*Por Emir Sader

"A burguesia não tem heróis" Bertold Brecht

Pobre Brecht! Não sobreviveu para conhecer os super-heróis da burguesia brasileira. A quem a Associação Comercial de São Paulo convida para falar aos grandes empresários do comércio? A um economista, para falar dos saldos da balança comercial, que mal escondem nossa reconversão para uma economia primária exportadora? Ou sobre a estreiteza do mercado interno de consumo? Ou então sobre a taxa de juros, que inibe o consumo e o investimento?

Foram convidados Luis Gonzaga Belluzzo ou João Sayad?
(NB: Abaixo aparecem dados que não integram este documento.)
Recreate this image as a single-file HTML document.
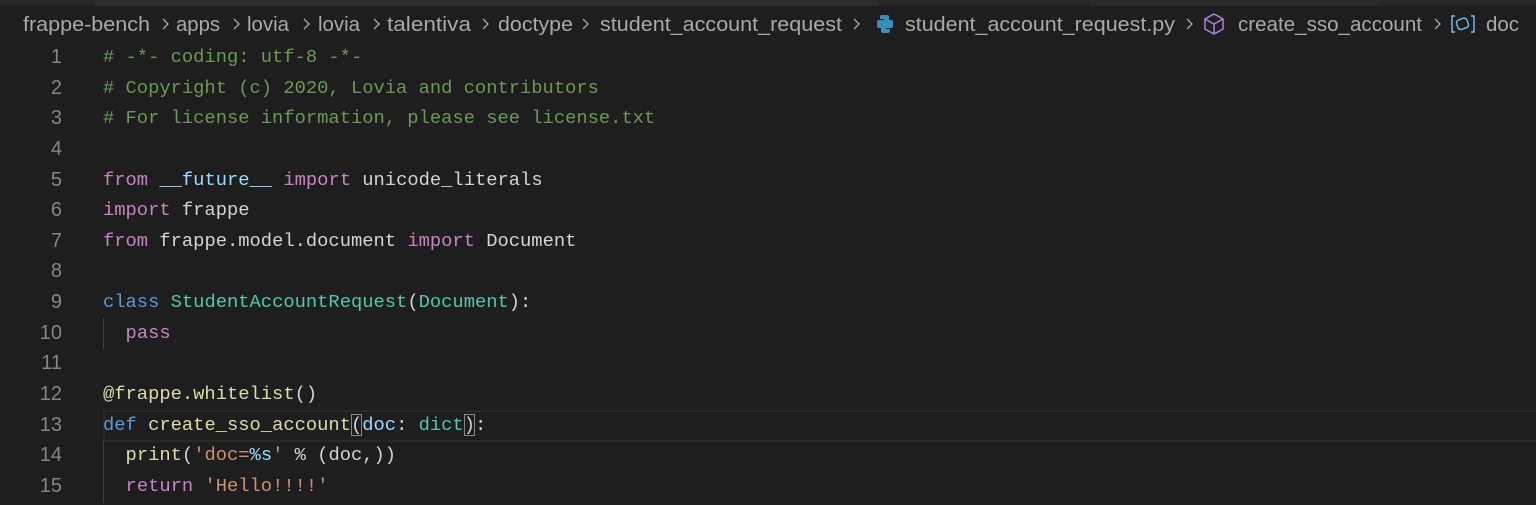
<!DOCTYPE html>
<html><head><meta charset="utf-8"><style>
html,body{margin:0;padding:0;background:#1e1e1e;width:1536px;height:505px;overflow:hidden;position:relative}
.top{position:absolute;left:0;top:0;width:1536px;height:6px;background:#252526}
.top2{position:absolute;left:95px;top:0;width:783px;height:6px;background:#2d2d2d}
.top3{position:absolute;left:1090px;top:0;width:290px;height:6px;background:#2b2b2b}
.code{position:absolute;left:103px;top:42px;font-family:"Liberation Mono",monospace;font-size:18.8px;line-height:30.64px;color:#d4d4d4;white-space:pre;margin:0}
.nums{position:absolute;left:0;width:62px;top:42px;text-align:right;font-family:"Liberation Sans",sans-serif;font-size:20px;line-height:30.64px;color:#858585;white-space:pre;margin:0}
.c{color:#6a9955}.k{color:#569cd6}.p{color:#c586c0}.t{color:#4ec9b0}.f{color:#dcdcaa}.v{color:#9cdcfe}.s{color:#ce9178}
.hl{position:absolute;left:103px;right:0;top:410px;height:28px;border:2px solid #282828;border-right:none}
.g{position:absolute;left:103px;width:1px;background:#404040}
.bb{outline:1px solid #888;outline-offset:-1px}
</style></head><body>
<div class="top"></div><div class="top2"></div><div class="top3"></div>
<svg style="position:absolute;left:0;top:0" width="1536" height="40">
<g font-family="Liberation Sans,sans-serif" font-size="20" fill="#a9a9a9">
<text x="23" y="31" textLength="127" lengthAdjust="spacingAndGlyphs">frappe-bench</text>
<text x="176" y="31" textLength="44" lengthAdjust="spacingAndGlyphs">apps</text>
<text x="247" y="31" textLength="42" lengthAdjust="spacingAndGlyphs">lovia</text>
<text x="318" y="31" textLength="42" lengthAdjust="spacingAndGlyphs">lovia</text>
<text x="387" y="31" textLength="84" lengthAdjust="spacingAndGlyphs">talentiva</text>
<text x="498" y="31" textLength="75" lengthAdjust="spacingAndGlyphs">doctype</text>
<text x="600" y="31" textLength="242" lengthAdjust="spacingAndGlyphs">student_account_request</text>
<text x="905" y="31" textLength="270" lengthAdjust="spacingAndGlyphs">student_account_request.py</text>
<text x="1238" y="31" textLength="184" lengthAdjust="spacingAndGlyphs">create_sso_account</text>
<text x="1486" y="31" textLength="33" lengthAdjust="spacingAndGlyphs">doc</text>
</g>
<g fill="none" stroke="#a9a9a9" stroke-width="1.3">
<path d="M163 19l5 5-5 5M234 19l5 5-5 5M304 19l5 5-5 5M374 19l5 5-5 5M483 19l5 5-5 5M583 19l5 5-5 5M854 19l5 5-5 5M1187 19l5 5-5 5M1435 19l5 5-5 5"/>
</g>
<g fill="#3c8dbc">
<path d="M884 15h3a2 2 0 0 1 2 2v5a2 2 0 0 1-2 2h-4a2 2 0 0 0-2 2v2h-2a2 2 0 0 1-2-2v-4a2 2 0 0 1 2-2h5v-1h-4v-2a2 2 0 0 1 2-2z"/>
<path d="M886 33h-3a2 2 0 0 1-2-2v-5a2 2 0 0 1 2-2h4a2 2 0 0 0 2-2v-2h2a2 2 0 0 1 2 2v4a2 2 0 0 1-2 2h-5v1h4v2a2 2 0 0 1-2 2z"/>
</g>
<g fill="none" stroke="#b180d7" stroke-width="1.5">
<path d="M1214 14l9 5v10l-9 5-9-5V19zM1205 19l9 5 9-5M1214 24v10"/>
</g>
<g fill="none" stroke="#75beff" stroke-width="1.4">
<path d="M1455 16h-3v16h3M1471 16h3v16h-3"/><rect x="1457" y="19" width="11" height="10" rx="3" transform="rotate(-20 1462 24)"/>
</g>
</svg>
<div class="hl"></div>
<div class="g" style="top:318px;height:31px"></div>
<div class="g" style="top:441px;height:62px"></div>
<pre class="nums">1
2
3
4
5
6
7
8
9
10
11
12
13
14
15</pre>
<pre class="code"><span class="c"># -*- coding: utf-8 -*-</span>
<span class="c"># Copyright (c) 2020, Lovia and contributors</span>
<span class="c"># For license information, please see license.txt</span>

<span class="p">from</span> <span class="v">__future__</span> <span class="p">import</span> unicode_literals
<span class="p">import</span> frappe
<span class="p">from</span> frappe.model.document <span class="p">import</span> Document

<span class="k">class</span> <span class="t">StudentAccountRequest</span>(<span class="t">Document</span>):
  <span class="p">pass</span>

<span class="f">@frappe.whitelist</span>()
<span class="k">def</span> <span class="f">create_sso_account</span><span class="bb">(</span><span class="v">doc</span>: <span class="t">dict</span><span class="bb">)</span>:
  <span class="f">print</span>(<span class="s">'doc=</span><span class="v">%s</span><span class="s">'</span> % (doc,))
  <span class="p">return</span> <span class="s">'Hello!!!!'</span></pre>
</body></html>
Ou Maria da Conceição Tavares? Nada disso. Roberto Jefferson. Exatamente. O escroque Roberto Jefferson, com quem essa burguesia se havia relacionado tão estreitamente no governo Collor, que eles haviam eleito e promovido a seu mais novo super-herói - junto com a quase totalidade da mídia.

Falando muito à vontade, sentindo-se em casa. Com razão! Afinal ele estava na avenida Paulista, notabilizada por abrigar as 101 agências bancárias! Por ser o coração do Estado governado pelo novo candidatinho da burguesia neoliberal – o picolé de chuchu, como o chama muito propriamente o Zé Simão, pela consistência e o saber forte que o caracterizam, um nada de nada, mas com privatizações daquele tamanho.

Este é o novo herói na galeria dos super-heróis da burguesia brasileira, que vem se somar a Severino Cavalcanti e ao candidato dos ilustrados jardins paulistanos, o weberiano FHC. E a Fernando Collor, aposta de toda a burguesia brasileira, incluídos os tucanos, de Tasso Jereissati a FHC, da Rede Globo aos dos "liberais" brasileiros.

E aos ditadores militares, todos eles consagrados nas ruas das nossas cidades e nas linhas da imprensa "liberal" brasileira como "presidentes" - de Castelo Branco a João Figueiredo, de Costa e Silva a Garrastazu Médici, passando por Ernesto Geisel - e não "ditadores" - epíteto reservado para Fidel - e nunca para Musharaf ou para os xeiques árabes - como diria Foster Dulles, "ditadores, mas os nossos ditadores e, portanto, presidentes".

Bela burguesia liberal, que conviveu alegremente com a escravidão, a monarquia, a primeira "república", a ditadura militar, o governo Collor, as mamatas da privatização do governo FHC, e agora goza e se representa em Roberto Jefferson.

Das suas mãos poderemos esperar o melhor para o Brasil, com ministros de relações exteriores que tiram subservientemente os sapatos nos aeroportos dos EUA, com presidentes que conchavam contra a América Latina em Washington, com ex-ministros da Educação que vivem de assessorias a entidades privadas de educação que sua gestão promoveu. E sempre escribas na imprensa, dispostos à bajulação dos poderosos de plantão.

Aleluia! A burguesia tem super-heróis! Pobre país que precisa de uma burguesia assim!

*Emir Sader, professor da Universidade de São Paulo (USP) e da Universidade do Estado do Rio de Janeiro (Uerj), é coordenador do Laboratório de Políticas Públicas da Uerj e autor, entre outros, de "A vingança da História".

 

(Em artigo publicado na Agência Carta Maior, o sociólogo Emir Sader analisa a recepção festiva que a Associação Comercial de São Paulo deu ao deputado Roberto Jefferson (PTB-RJ), aclamado como super-herói em meio à burguesia paulistana).